Anesthesia: Induction Chamber

Check our Anesthesia Induction Chamber



Conductscience’s anesthesia box is a state-of-the-art apparatus contrived from supreme quality acrylic. It is used to confine subjects during an induction procedure. Our anesthesia box comes with a top sliding lid for the convenient entry and removal of the subjects. The box is provided with two adjacent orifices; an inlet for the entry of the fresh anesthetizing gas and an outlet for scavenging the waste gas material. The transparent material helps in visualizing the physical state of the subject; thus preventing accidental overdosing.


The anesthesia box should be placed on an even surface with the opening away from the experimenter so that the sliding lid slides open toward the experimenter. The subject(s) should be carefully placed into the box, and the supply of fresh anesthetizing should be initiated and maintained for approximately 2 to 5 minutes. After the subject is fully anesthetized, anesthesia supply should be discontinued. Critical: Do not slide open the anesthesia box immediately, wait for about 10 to 15 seconds so that oxygen in the box neutralizes the gas concentration.


Then the box should be lifted at the end closest to the experimenter to gently slide the anesthetized subject to the far end of the box. Finally, the sliding lid should be opened slightly, just enough to remove the anesthetized subject from the box, and closed immediately.


Caution: Do not slide the lid wide open, just enough so that a hand can be introduced for the removal of the subject.


By keeping the opening far away from the experimenter and limiting the time that the box is open, the risk of exposure to the experimenter will be diminished.

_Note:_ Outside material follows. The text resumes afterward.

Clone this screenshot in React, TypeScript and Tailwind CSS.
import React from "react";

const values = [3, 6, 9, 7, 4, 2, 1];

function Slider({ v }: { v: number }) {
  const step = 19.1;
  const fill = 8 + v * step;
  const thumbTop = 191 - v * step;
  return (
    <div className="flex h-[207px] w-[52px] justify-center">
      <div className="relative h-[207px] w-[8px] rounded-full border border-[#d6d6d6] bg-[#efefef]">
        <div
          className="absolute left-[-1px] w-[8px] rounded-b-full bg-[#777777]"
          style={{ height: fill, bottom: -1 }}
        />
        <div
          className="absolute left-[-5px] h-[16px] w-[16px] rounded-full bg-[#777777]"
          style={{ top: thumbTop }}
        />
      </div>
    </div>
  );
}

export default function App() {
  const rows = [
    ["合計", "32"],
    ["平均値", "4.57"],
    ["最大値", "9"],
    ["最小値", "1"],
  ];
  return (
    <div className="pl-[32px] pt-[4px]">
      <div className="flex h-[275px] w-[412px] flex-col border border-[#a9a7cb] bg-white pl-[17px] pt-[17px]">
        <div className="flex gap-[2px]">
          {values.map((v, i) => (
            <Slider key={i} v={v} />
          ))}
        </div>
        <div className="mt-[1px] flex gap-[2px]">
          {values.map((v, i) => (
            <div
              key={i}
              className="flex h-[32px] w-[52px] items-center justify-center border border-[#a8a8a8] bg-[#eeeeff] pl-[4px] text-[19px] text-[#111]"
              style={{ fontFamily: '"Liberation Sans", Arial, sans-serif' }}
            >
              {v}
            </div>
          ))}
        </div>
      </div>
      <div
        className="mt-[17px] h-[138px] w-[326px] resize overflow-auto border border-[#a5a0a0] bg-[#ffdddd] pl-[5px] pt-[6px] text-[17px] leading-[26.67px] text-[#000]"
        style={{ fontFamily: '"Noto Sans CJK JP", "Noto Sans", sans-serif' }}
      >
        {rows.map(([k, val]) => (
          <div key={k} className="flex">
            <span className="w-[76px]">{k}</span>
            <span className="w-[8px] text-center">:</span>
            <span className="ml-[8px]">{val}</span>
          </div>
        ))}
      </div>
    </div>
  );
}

Our exquisite design allows the following benefits:

  • Our design is preferred over the conventional mask and circuits because it is less time-consuming and it can hold and anesthetize more than one subject simultaneously.
  • Our special design provides extra protection to the experimenter by keeping the opening far away from the experimenter.
  • Our device is compatible with almost all (non-explosive) gas mixtures. However, it should not be used with liquid organic solvents.
  • Our scavenging tube efficiently removes the waste gas materials.


The discovery of general anesthesia during the middle of the 19th century can be considered one of the most important developments in the history of medicine (Werner et al., 2011), and since then, its usefulness has found other important applications, such as animal research.


Much of research in the neurosciences is benefited from the use of experimental animals. A huge aspect of animal research is the employment of surgical procedures, and ethical considerations necessitate anesthesia as a tool for eliminating any unnecessary stress, pain, or discomfort the animal may experience during and after surgery. Today, there are many novel and sophisticated methods for administering different types of anesthesia, but the mechanisms have not changed. The anesthesia box presents a convenient way of employing gas induction procedures, with such substances as isoflurane, sevoflurane, and other inhalant agents, that, through inlet and outlet openings of gas and a transparent, sealed design, ensures the safety of everybody involved.